17. They are loyal Century Tuna consumers and go on century rides at least once a week. They also dream of living and training in Subic until they are a century old.
18. They do not fear spandex even if they do not have the physique to pull off their many tight-fitting and utterly unforgiving outfits, nor do they have any qualms about shaving their legs to gain a quarter of a second of speed. Yes, they are slaves of speed.
50-39-30, 53-39, 50-34, and 25-11 gear ratios are more significant statistics than your 36-24-26 waistline
19. They always try to get in front of you and not beside you when walking or trying to rush to some place together. They are that competitive!
20. They know the rate of the sports equipment fee more than a balikbayan box.
21. They have unexplained abhorrence to anything cotton.

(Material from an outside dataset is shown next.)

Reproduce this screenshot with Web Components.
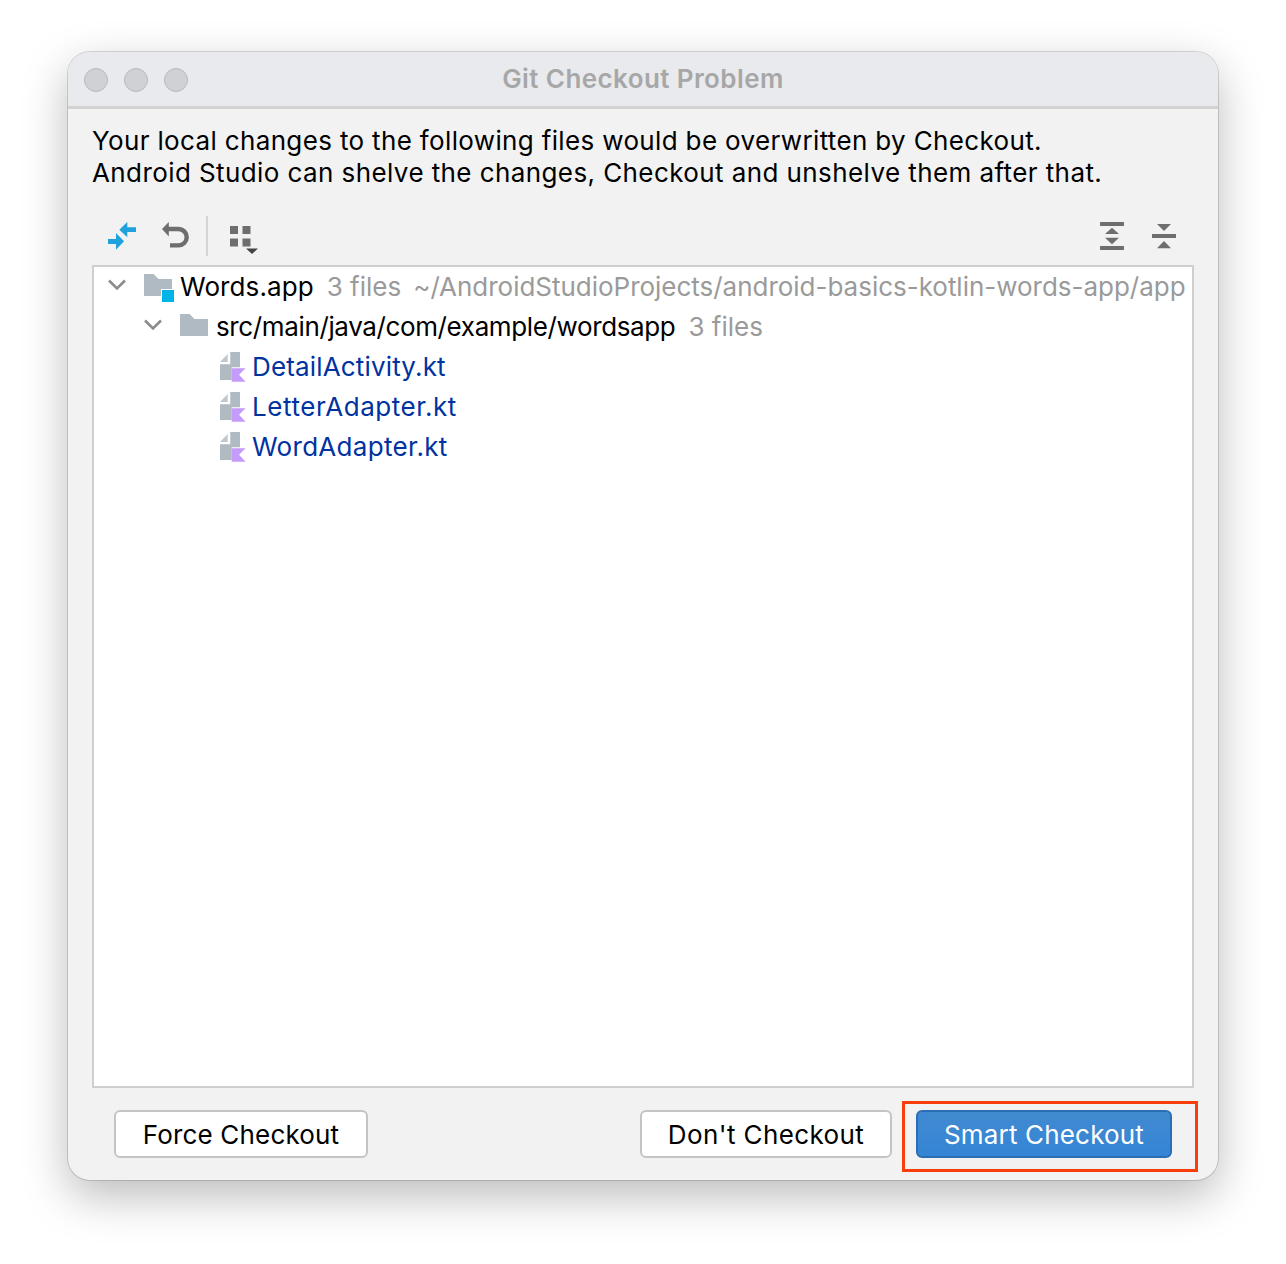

Sweat-wicking, Dri-Fit, Clima-Cool, and air-cooled are more reassuring terminologies to them.
22. They hate being stuck in traffic. They get jittery and impatient. This is because they know they can manage to get to some place much quicker using their own power.

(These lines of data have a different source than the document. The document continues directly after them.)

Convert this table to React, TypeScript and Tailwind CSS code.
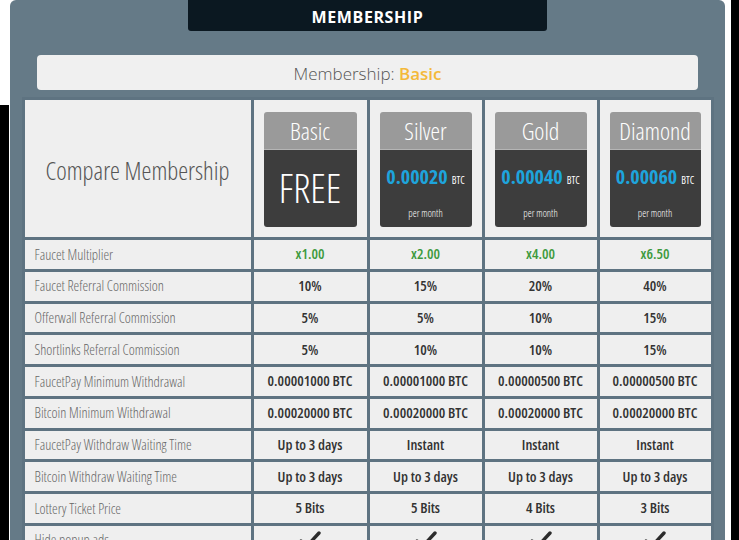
import React from "react";

const rows: { label: string; values: string[]; green?: boolean; check?: boolean }[] = [
  { label: "Faucet Multiplier", values: ["x1.00", "x2.00", "x4.00", "x6.50"], green: true },
  { label: "Faucet Referral Commission", values: ["10%", "15%", "20%", "40%"] },
  { label: "Offerwall Referral Commission", values: ["5%", "5%", "10%", "15%"] },
  { label: "Shortlinks Referral Commission", values: ["5%", "10%", "10%", "15%"] },
  { label: "FaucetPay Minimum Withdrawal", values: ["0.00001000 BTC", "0.00001000 BTC", "0.00000500 BTC", "0.00000500 BTC"] },
  { label: "Bitcoin Minimum Withdrawal", values: ["0.00020000 BTC", "0.00020000 BTC", "0.00020000 BTC", "0.00020000 BTC"] },
  { label: "FaucetPay Withdraw Waiting Time", values: ["Up to 3 days", "Instant", "Instant", "Instant"] },
  { label: "Bitcoin Withdraw Waiting Time", values: ["Up to 3 days", "Up to 3 days", "Up to 3 days", "Up to 3 days"] },
  { label: "Lottery Ticket Price", values: ["5 Bits", "5 Bits", "4 Bits", "3 Bits"] },
  { label: "Hide popup ads", values: ["", "", "", ""], check: true },
];

const plans = [
  { name: "Basic", price: null as string | null },
  { name: "Silver", price: "0.00020" },
  { name: "Gold", price: "0.00040" },
  { name: "Diamond", price: "0.00060" },
];

function Check() {
  return (
    <svg width="22" height="18" viewBox="0 0 22 18">
      <path d="M2 10 L8 15 L20 2" fill="none" stroke="#2b2b2b" strokeWidth="3.4" strokeLinecap="round" strokeLinejoin="round" />
    </svg>
  );
}

export default function App() {
  return (
    <div className="w-[739px] h-[540px] overflow-hidden flex bg-white font-['Open_Sans',sans-serif]">
      <div className="w-[9px] flex flex-col">
        <div className="h-[105px] bg-white" />
        <div className="flex-1 bg-black" />
      </div>
      <div className="w-[1px]" />
      <div className="w-[715px] h-[560px] bg-[#657a87] rounded-t-[6px] flex flex-col items-center">
        <div className="w-[359px] h-[31px] bg-[#0b1821] rounded-b-[3px] flex items-center justify-center pt-[2px] text-white font-bold text-[16px] tracking-[0.6px]">
          MEMBERSHIP
        </div>
        <div className="mt-[24px] w-[661px] h-[35px] bg-[#f0f0f0] rounded-[4px] flex items-center justify-center pt-[2px] text-[17px] text-[#555] font-light">
          <span>Membership:&nbsp;</span>
          <span className="text-[#f4b93a] font-semibold">Basic</span>
        </div>
        <div className="mt-[7px] grid grid-cols-[226px_113px_112px_112px_111px] grid-rows-[137px] auto-rows-[28.75px] gap-[3px] p-[3px] bg-[#5e7381] [font-stretch:condensed]">
          <div className="bg-[#efefef] flex items-center justify-center pt-[4px] text-[25px] text-[#555] font-light">
            Compare Membership
          </div>
          {plans.map((p) => (
            <div key={p.name} className="bg-[#efefef] px-[10px] pt-[12px]">
              <div className="h-[115px] rounded-[3px] overflow-hidden flex flex-col">
                <div className="h-[38px] bg-[#9a9a9a] border-b border-[#b5b5b5] flex items-center justify-center text-white text-[24px] font-light">
                  {p.name}
                </div>
                <div className="flex-1 bg-[#3d3d3d] flex flex-col items-center">
                  {p.price === null ? (
                    <div className="flex-1 flex items-center justify-center text-white text-[40px] font-light leading-none pb-[2px]">
                      FREE
                    </div>
                  ) : (
                    <>
                      <div className="mt-[17px] h-[22px] flex items-baseline">
                        <span className="text-[#1ea4dc] text-[20px] font-bold leading-none">{p.price}</span>
                        <span className="text-white text-[10px] ml-[4px] leading-none">BTC</span>
                      </div>
                      <div className="mt-[19px] text-white text-[10px] font-light leading-none">per month</div>
                    </>
                  )}
                </div>
              </div>
            </div>
          ))}
          {rows.map((r) => (
            <React.Fragment key={r.label}>
              <div className="bg-[#efefef] flex items-center pl-[10px] text-[14.3px] text-[#666] font-light whitespace-nowrap">
                {r.label}
              </div>
              {r.values.map((v, i) => (
                <div
                  key={i}
                  className={
                    "bg-[#efefef] flex items-center justify-center text-[14.6px] font-semibold whitespace-nowrap " +
                    (r.green ? "text-[#3d9a3d]" : "text-[#333]")
                  }
                >
                  {r.check ? <Check /> : v}
                </div>
              ))}
            </React.Fragment>
          ))}
        </div>
      </div>
      <div className="w-[6px] bg-white" />
      <div className="flex-1 bg-black" />
    </div>
  );
}
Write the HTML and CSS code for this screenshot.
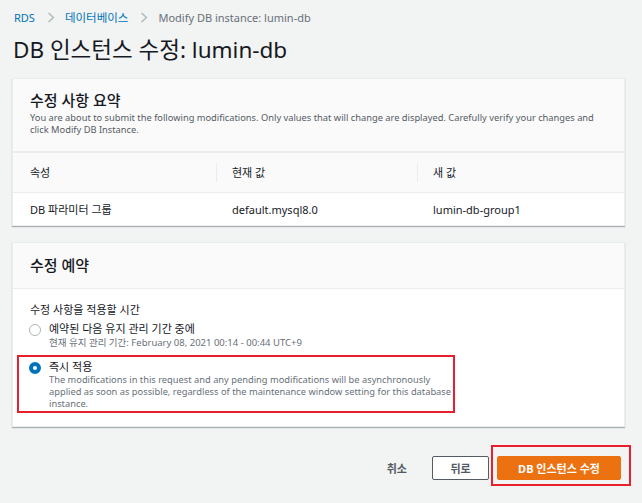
FILE: index.html
```html
<!DOCTYPE html>
<html lang="ko">
<head>
    <meta charset="UTF-8">
    <title>Modify DB instance: lumin-db</title>
    <link rel="stylesheet" href="styles.css">
</head>
<body>
    <div class="page">
        <nav class="breadcrumbs">
            <a href="#" class="crumb">RDS</a>
            <span class="chevron"><svg width="8" height="11" viewBox="0 0 8 11"><path d="M1.5 1l5 4.5-5 4.5" fill="none" stroke="#aab7b8" stroke-width="1.3"/></svg></span>
            <a href="#" class="crumb ko">데이터베이스</a>
            <span class="chevron"><svg width="8" height="11" viewBox="0 0 8 11"><path d="M1.5 1l5 4.5-5 4.5" fill="none" stroke="#aab7b8" stroke-width="1.3"/></svg></span>
            <span class="crumb current">Modify DB instance: lumin-db</span>
        </nav>

        <h1>DB 인스턴스 수정: lumin-db</h1>

        <div class="card">
            <div class="card-header">
                <h2>수정 사항 요약</h2>
                <p class="desc">You are about to submit the following modifications. Only values that will change are displayed. Carefully verify your changes and click Modify DB Instance.</p>
            </div>
            <table class="summary">
                <tr>
                    <th><span>속성</span></th>
                    <th><span>현재 값</span></th>
                    <th><span>새 값</span></th>
                </tr>
                <tr>
                    <td>DB 파라미터 그룹</td>
                    <td>default.mysql8.0</td>
                    <td>lumin-db-group1</td>
                </tr>
            </table>
        </div>

        <div class="card">
            <div class="card-header simple">
                <h2>수정 예약</h2>
            </div>
            <div class="card-body">
                <div class="field-label">수정 사항을 적용할 시간</div>
                <div class="option">
                    <span class="radio"></span>
                    <div>
                        <div class="option-title">예약된 다음 유지 관리 기간 중에</div>
                        <div class="option-sub">현재 유지 관리 기간: February 08, 2021 00:14 - 00:44 UTC+9</div>
                    </div>
                </div>
                <div class="option marked">
                    <span class="radio checked"></span>
                    <div>
                        <div class="option-title">즉시 적용</div>
                        <div class="option-desc">The modifications in this request and any pending modifications will be asynchronously applied as soon as possible, regardless of the maintenance window setting for this database instance.</div>
                    </div>
                </div>
            </div>
        </div>

        <div class="actions">
            <a href="#" class="link-button">취소</a>
            <button class="btn">뒤로</button>
            <span class="mark"><button class="btn primary">DB 인스턴스 수정</button></span>
        </div>
    </div>
</body>
</html>
```

FILE: styles.css
```css
body {
    margin: 0;
    background-color: #f2f3f3;
    font-family: "Noto Sans", "Noto Sans CJK KR", sans-serif;
    color: #16191f;
}

.page {
    padding: 6px 11px 0 12px;
}

.breadcrumbs {
    display: flex;
    align-items: center;
    font-size: 11px;
    height: 22px;
    padding-left: 2px;
}

.crumb {
    color: #0073bb;
    text-decoration: none;
}

.crumb.ko {
    font-size: 11.5px;
}

.crumb.current {
    color: #687078;
}

.chevron {
    display: inline-flex;
    margin: 0 10px 0 12px;
}

h1 {
    font-size: 22.5px;
    font-weight: 400;
    margin: 9px 0 15px 1px;
    line-height: 26px;
}

.card {
    width: 611px;
    background-color: #fff;
    border: 1px solid #eaeded;
    box-shadow: 0 1px 1px 0 rgba(0, 28, 36, 0.3);
    margin-bottom: 16px;
}

.card-header {
    background-color: #fafafa;
    padding: 11px 17px 15px;
    border-bottom: 2px solid #eaeded;
}

.card-header.simple {
    padding: 12px 17px 13px;
    border-bottom: 1px solid #eaeded;
}

h2 {
    font-size: 15px;
    font-weight: 500;
    margin: 0;
    line-height: 20px;
}

.desc {
    margin: 2px 0 0;
    font-size: 9.3px;
    line-height: 12px;
    color: #545b64;
}

.summary {
    width: 100%;
    border-collapse: collapse;
    font-size: 11px;
}

.summary th {
    background-color: #fafafa;
    font-weight: 400;
    text-align: left;
    height: 39px;
    padding: 0;
    border-bottom: 1px solid #eaeded;
}

.summary th span {
    display: block;
    padding-left: 17px;
    line-height: 19px;
}

.summary th + th span {
    border-left: 1px solid #eaeded;
    padding-left: 15px;
}

.summary th:first-child {
    width: 203px;
}

.summary th:nth-child(2) {
    width: 201px;
}

.summary td {
    height: 32px;
    padding: 0 0 0 16px;
}

.summary td:first-child {
    padding-left: 17px;
}

.card-body {
    padding: 14px 0 13px 4px;
    font-size: 11px;
}

.field-label {
    padding-left: 13px;
    line-height: 14px;
    margin-bottom: 5px;
}

.option {
    display: flex;
    align-items: flex-start;
    padding-left: 12px;
}

.option.marked {
    border: 2px solid #e8202e;
    padding: 3px 0 1px 10px;
    margin-top: 6px;
    width: 424px;
}

.radio {
    width: 10px;
    height: 10px;
    border: 1px solid #aab7b8;
    border-radius: 50%;
    margin: 2px 8px 0 0;
    flex-shrink: 0;
}

.radio.checked {
    width: 4px;
    height: 4px;
    border: 4px solid #0073bb;
}

.option-title {
    line-height: 14px;
}

.option-sub {
    font-size: 9.5px;
    line-height: 13px;
    color: #687078;
}

.option-desc {
    font-size: 9.3px;
    line-height: 12px;
    color: #687078;
}

.actions {
    display: flex;
    align-items: flex-end;
    justify-content: flex-end;
    padding-top: 2px;
}

.link-button {
    color: #545b64;
    font-size: 11px;
    font-weight: 700;
    text-decoration: none;
    margin: 0 25px 10px 0;
}

.btn {
    font-family: inherit;
    font-size: 11px;
    font-weight: 700;
    color: #545b64;
    background-color: #fff;
    border: 1px solid #545b64;
    border-radius: 2px;
    height: 24px;
    width: 57px;
    padding: 0;
    margin-bottom: 6px;
    cursor: pointer;
}

.mark {
    display: inline-flex;
    border: 2px solid #e8202e;
    padding: 9px 8px 4px 4px;
    margin-left: 2px;
}

.btn.primary {
    background-color: #ec7211;
    border-color: #ec7211;
    color: #fff;
    width: 124px;
    margin: 0;
}
```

23. Don’t wonder why they do not take locals seriously when they say the place you’re looking for is “too far.” He or she knows that his or her concept of distance is different from yours and the locals. They would then ask for specifics like how many blocks away, how many intersections you’ll pass, how far past the mango tree or the horizon, etc.
24. Their feet are anything but soft and cuddly with some forever-dead fingernails. So if you are a feet person, kiss your fetish (or love life, for that matter) goodbye. Otherwise, you’ll have no future with a triathlete and his or her funky feet.
25. Of course, how can I forget to mention the indelible tan lines. And those numbers on their arms and legs that never seem to fade away despite several washes. Loofa, pumice stone, nylon mesh, anyone? Then again, it’s quite possible they are intentionally worn and preserved as a badge of honor, which can also double as an ice breaker or conversation piece.